店内奥の調理場を除くと、女性従業員ばかり全部で4名。皆さん世話しなく動いている。店の規模にしては厨房もなかなか広い。むしろ出前の注文で忙しいのだろうか。しばらくして、冷やしとりそばが到着。バンダナの女性はコップに入った水も用意してくれた。茹でた鶏肉、葱ときゅうりの細切りの具の上には、天かすが散らしてある。見た目も涼しげで、食欲もそそりそうだ。するするっと手繰ると適度なのど越し。汁はやや甘めで好みが分かれるかもしれないが、私には好きな味付け。鶏肉には、あらかじめ下味がついていて、歯ごたえもしっかり残って美味しい。
金髪の女性は、食べ終わった後にメンソール系の煙草で一服。食べ終わった食器をお盆ごと、配膳口へと下げにいく。出前から戻ってきたらしい、キャップや衣服が黒づくめのご主人に、「ゴールデンウィークはカレンダー通り?」と尋ねる。「どうしようかなと思って」と、白い歯を見せたご主人。そちらを眺めると、左手首には金むくの時計とブレスレットがじゃらりと巻かれている。意外や商売繁盛しているのかもしれない。
そして小田和正似の男性客の前のテーブル席には、雑誌記事の切り抜きが額に入れて飾られていた。目を凝らして見てみると、『おとなの週末』掲載、エコノミークラス名店群という記事でコチラの店が取り上げられたようだ。なんと執筆はJ.C.オカザワ。食べログレビュアーには恐らくお馴染み、『庶ミンシュラン』などの著書も何冊か出版されている。会計に向かう際、その記事を斜め読みしたが、J.C.はこの店をどうやって知り得たのか。本来の目的は別のところにあったのかは知る由もない。

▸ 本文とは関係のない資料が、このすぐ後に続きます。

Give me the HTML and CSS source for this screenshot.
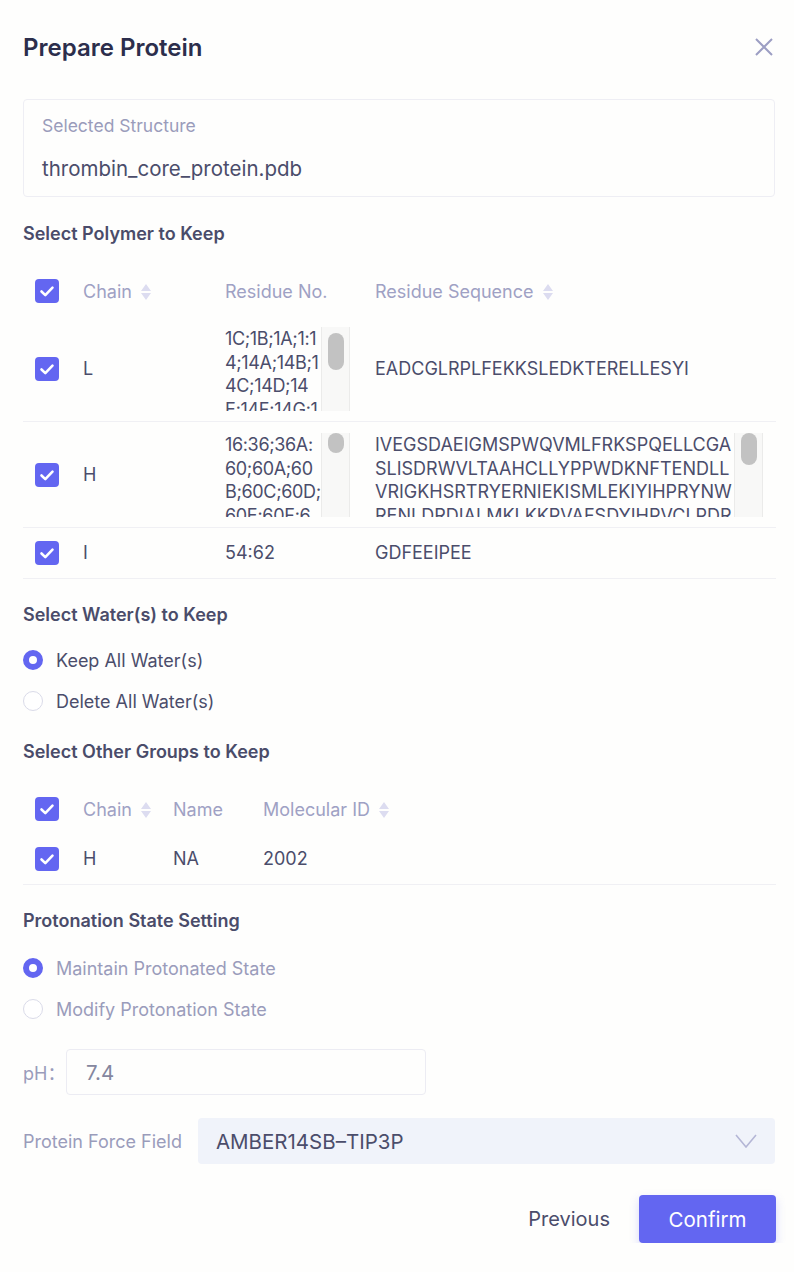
FILE: index.html
```html
<!DOCTYPE html>
<html lang="en">
<head>
  <meta charset="UTF-8" />
  <meta name="viewport" content="width=device-width, initial-scale=1.0" />
  <title>Prepare Protein</title>
  <link rel="stylesheet" href="styles.css">
</head>
<body>
  <div class="modal">
    <div class="modal-header">
      <h2>Prepare Protein</h2>
      <button class="close" aria-label="Close">
        <svg width="18" height="18" viewBox="0 0 18 18"><path d="M1 1L17 17M17 1L1 17" stroke="currentColor" stroke-width="2" fill="none"/></svg>
      </button>
    </div>

    <div class="structure-box">
      <div class="structure-label">Selected Structure</div>
      <div class="structure-name">thrombin_core_protein.pdb</div>
    </div>

    <h3 class="section-title">Select Polymer to Keep</h3>
    <table class="grid polymer">
      <colgroup>
        <col class="c-check"><col class="c-chain"><col class="c-resno"><col>
      </colgroup>
      <thead>
        <tr>
          <th><span class="checkbox"></span></th>
          <th>Chain <span class="sorter"></span></th>
          <th>Residue No.</th>
          <th>Residue Sequence <span class="sorter"></span></th>
        </tr>
      </thead>
      <tbody>
        <tr>
          <td><span class="checkbox"></span></td>
          <td>L</td>
          <td>
            <div class="scroll-cell">
              <div class="scroll-text">1C;1B;1A;1:14;14A;14B;14C;14D;14E;14F;14G;14H;14I;14J;14K;14L;14M;15</div>
              <div class="scrollbar"><span class="thumb thumb-lg"></span></div>
            </div>
          </td>
          <td>EADCGLRPLFEKKSLEDKTERELLESYI</td>
        </tr>
        <tr>
          <td><span class="checkbox"></span></td>
          <td>H</td>
          <td>
            <div class="scroll-cell">
              <div class="scroll-text">16:36;36A:60;60A;60B;60C;60D;60E;60F;60G;60H;60I;61:129;129A;129B;129C;130:146</div>
              <div class="scrollbar"><span class="thumb thumb-sm"></span></div>
            </div>
          </td>
          <td>
            <div class="scroll-cell">
              <div class="scroll-text seq">IVEGSDAEIGMSPWQVMLFRKSPQELLCGASLISDRWVLTAAHCLLYPPWDKNFTENDLLVRIGKHSRTRYERNIEKISMLEKIYIHPRYNWRENLDRDIALMKLKKPVAFSDYIHPVCLPDRETAASLLQAGYKGRVTGWGNLKETWTANVGKGQPSVLQVVNLPIVERPVCKDSTRIRITDNMFCAGYKPDEGKRGDACEGDSGGPFVMKSPFNNRWYQMGIVSWGEGCDRDGKYGFYTHVFRLKKWIQKVIDQFGE</div>
              <div class="scrollbar"><span class="thumb thumb-md"></span></div>
            </div>
          </td>
        </tr>
        <tr class="short">
          <td><span class="checkbox"></span></td>
          <td>I</td>
          <td>54:62</td>
          <td>GDFEEIPEE</td>
        </tr>
      </tbody>
    </table>

    <h3 class="section-title">Select Water(s) to Keep</h3>
    <div class="radio-group">
      <label class="radio"><span class="dot checked"></span>Keep All Water(s)</label>
      <label class="radio"><span class="dot"></span>Delete All Water(s)</label>
    </div>

    <h3 class="section-title">Select Other Groups to Keep</h3>
    <table class="grid groups">
      <colgroup>
        <col class="c-check"><col class="c-small"><col class="c-small"><col>
      </colgroup>
      <thead>
        <tr>
          <th><span class="checkbox"></span></th>
          <th>Chain <span class="sorter"></span></th>
          <th>Name</th>
          <th>Molecular ID <span class="sorter"></span></th>
        </tr>
      </thead>
      <tbody>
        <tr class="short">
          <td><span class="checkbox"></span></td>
          <td>H</td>
          <td>NA</td>
          <td>2002</td>
        </tr>
      </tbody>
    </table>

    <h3 class="section-title">Protonation State Setting</h3>
    <div class="radio-group muted">
      <label class="radio"><span class="dot checked"></span>Maintain Protonated State</label>
      <label class="radio"><span class="dot"></span>Modify Protonation State</label>
    </div>

    <div class="ph-row">
      <span class="ph-label">pH：</span>
      <div class="ph-input">7.4</div>
    </div>

    <div class="field-row">
      <span class="field-label">Protein Force Field</span>
      <div class="select">
        <span>AMBER14SB–TIP3P</span>
        <svg width="22" height="14" viewBox="0 0 22 14"><path d="M1 1L11 13L21 1" stroke="currentColor" stroke-width="1.6" fill="none"/></svg>
      </div>
    </div>

    <div class="actions">
      <button class="btn-link">Previous</button>
      <button class="btn-primary">Confirm</button>
    </div>
  </div>
</body>
</html>
```

FILE: styles.css
```css
body {
  margin: 0;
  font-family: 'Inter', 'Noto Sans CJK SC', sans-serif;
  background: #fefefd;
  color: #4b4d6b;
}

.modal {
  padding: 30px 18px 0 23px;
}

.modal-header {
  display: flex;
  justify-content: space-between;
  align-items: center;
  height: 34px;
}

.modal-header h2 {
  margin: 0;
  font-size: 24px;
  font-weight: 600;
  color: #2c2e4c;
}

.close {
  border: none;
  background: none;
  padding: 0;
  margin-right: 3px;
  color: #9c9ec3;
  display: flex;
}

.structure-box {
  margin-top: 35px;
  border: 1px solid #eeeef4;
  border-radius: 4px;
  padding: 14px 18px;
  margin-right: 1px;
}

.structure-label {
  font-size: 17.5px;
  line-height: 24px;
  color: #9a9cbb;
}

.structure-name {
  margin-top: 18px;
  font-size: 20.5px;
  line-height: 26px;
  color: #4b4d6b;
}

.section-title {
  margin: 25px 0 0;
  font-size: 18px;
  line-height: 24px;
  font-weight: 600;
  color: #4a4c6a;
}

/* tables */
.grid {
  width: 100%;
  border-collapse: collapse;
  table-layout: fixed;
  font-size: 18px;
  margin-top: 19px;
}

.grid col.c-check { width: 48px; }
.grid col.c-chain { width: 142px; }
.grid col.c-resno { width: 150px; }
.grid col.c-small { width: 90px; }

.grid th {
  height: 50px;
  padding: 0 12px;
  text-align: left;
  font-weight: 400;
  color: #9fa1c4;
  white-space: nowrap;
}

.grid td {
  padding: 11px 13px 10px 12px;
  border-bottom: 1px solid #f0f0f4;
  line-height: 24px;
  vertical-align: middle;
}

.grid tr.short td {
  padding-top: 13px;
  padding-bottom: 13px;
}

.grid th:first-child,
.grid td:first-child {
  padding-right: 0;
}

.checkbox {
  display: block;
  width: 24px;
  height: 24px;
  border-radius: 4px;
  background: #6366f1 url("data:image/svg+xml,%3Csvg xmlns='http://www.w3.org/2000/svg' width='24' height='24'%3E%3Cpath d='M6.5 12.5l3.8 3.6 7.2-7.4' stroke='white' stroke-width='2.6' fill='none' stroke-linecap='round' stroke-linejoin='round'/%3E%3C/svg%3E") no-repeat center;
}

.sorter {
  display: inline-block;
  vertical-align: -3px;
  margin-left: 4px;
  width: 10px;
  height: 18px;
  background: url("data:image/svg+xml,%3Csvg xmlns='http://www.w3.org/2000/svg' width='10' height='18'%3E%3Cpath d='M5 1L10 8H0Z M5 17L10 10H0Z' fill='%23dcdcf0'/%3E%3C/svg%3E") no-repeat;
}

.scroll-cell {
  display: flex;
  height: 84px;
}

.scroll-text {
  flex: 1;
  overflow: hidden;
  word-break: break-all;
  line-height: 23.5px;
  letter-spacing: -0.35px;
}

.scroll-text.seq {
  letter-spacing: 0;
}

.scrollbar {
  width: 27px;
  flex-shrink: 0;
  background: #f8f8f7;
  border-left: 1px solid #ebebea;
  border-right: 1px solid #ebebea;
}

.thumb {
  display: block;
  width: 16px;
  margin: 0 auto;
  border-radius: 8px;
  background: #c2c2c2;
}

.thumb-lg { height: 37px; margin-top: 6px; }
.thumb-md { height: 32px; }
.thumb-sm { height: 20px; }

/* radios */
.radio-group {
  margin-top: 18px;
  display: flex;
  flex-direction: column;
  gap: 11px;
}

.radio {
  display: flex;
  align-items: center;
  gap: 13px;
  height: 30px;
  font-size: 18px;
}

.radio-group.muted {
  margin-top: 20px;
}

.radio-group.muted .radio {
  color: #9a9cbb;
}

.dot {
  width: 20px;
  height: 20px;
  box-sizing: border-box;
  border-radius: 50%;
  border: 1px solid #dadbe9;
  background: #fff;
}

.dot.checked {
  border: 6px solid #6366f1;
}

.section-title + .grid { margin-top: 20px; }
.radio-group + .section-title { margin-top: 24px; }
.grid + .section-title { margin-top: 24px; }

.ph-row {
  margin-top: 25px;
  display: flex;
  align-items: center;
}

.ph-label {
  width: 43px;
  font-size: 18px;
  color: #9a9cbb;
}

.ph-input {
  width: 360px;
  height: 46px;
  box-sizing: border-box;
  border: 1px solid #ececf3;
  border-radius: 4px;
  padding: 0 19px;
  display: flex;
  align-items: center;
  font-size: 20.5px;
  color: #85879f;
}

.field-row {
  margin-top: 23px;
  display: flex;
  align-items: center;
  gap: 16px;
}

.field-label {
  font-size: 18px;
  color: #9a9cbb;
  white-space: nowrap;
}

.select {
  flex: 1;
  height: 46px;
  border-radius: 4px;
  background: #f0f3fa;
  display: flex;
  align-items: center;
  justify-content: space-between;
  padding: 0 18px;
  font-size: 20.5px;
  color: #4b4d6b;
  margin-right: 1px;
}

.select svg {
  color: #b4b6d6;
}

.actions {
  margin-top: 31px;
  display: flex;
  justify-content: flex-end;
  align-items: center;
  gap: 29px;
}

.btn-link {
  border: none;
  background: none;
  padding: 0;
  font-family: inherit;
  font-size: 20px;
  color: #4b4d6b;
}

.btn-primary {
  width: 137px;
  height: 48px;
  border: none;
  border-radius: 4px;
  background: #6366f1;
  color: #fff;
  font-family: inherit;
  font-size: 20.5px;
  box-shadow: 0 4px 10px rgba(99, 102, 241, 0.25);
}
```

店を出て、遊郭跡地をしばらくぶらつく。すると江戸町二丁目の中心エリア、ソープランドが周りを囲む立地に、一軒の旅館に目が留まる。坂井旅館との看板を掲げた風情のある建物。かつての妓楼のようだが、おそらく昭和33年の売春防止法施行後における転業なのだろう。吉原という浮世の悦楽、時代の移り変わりを実感する瞬間。入り口上部には、吉原観光旅館組合員との変色したプレートが見えた。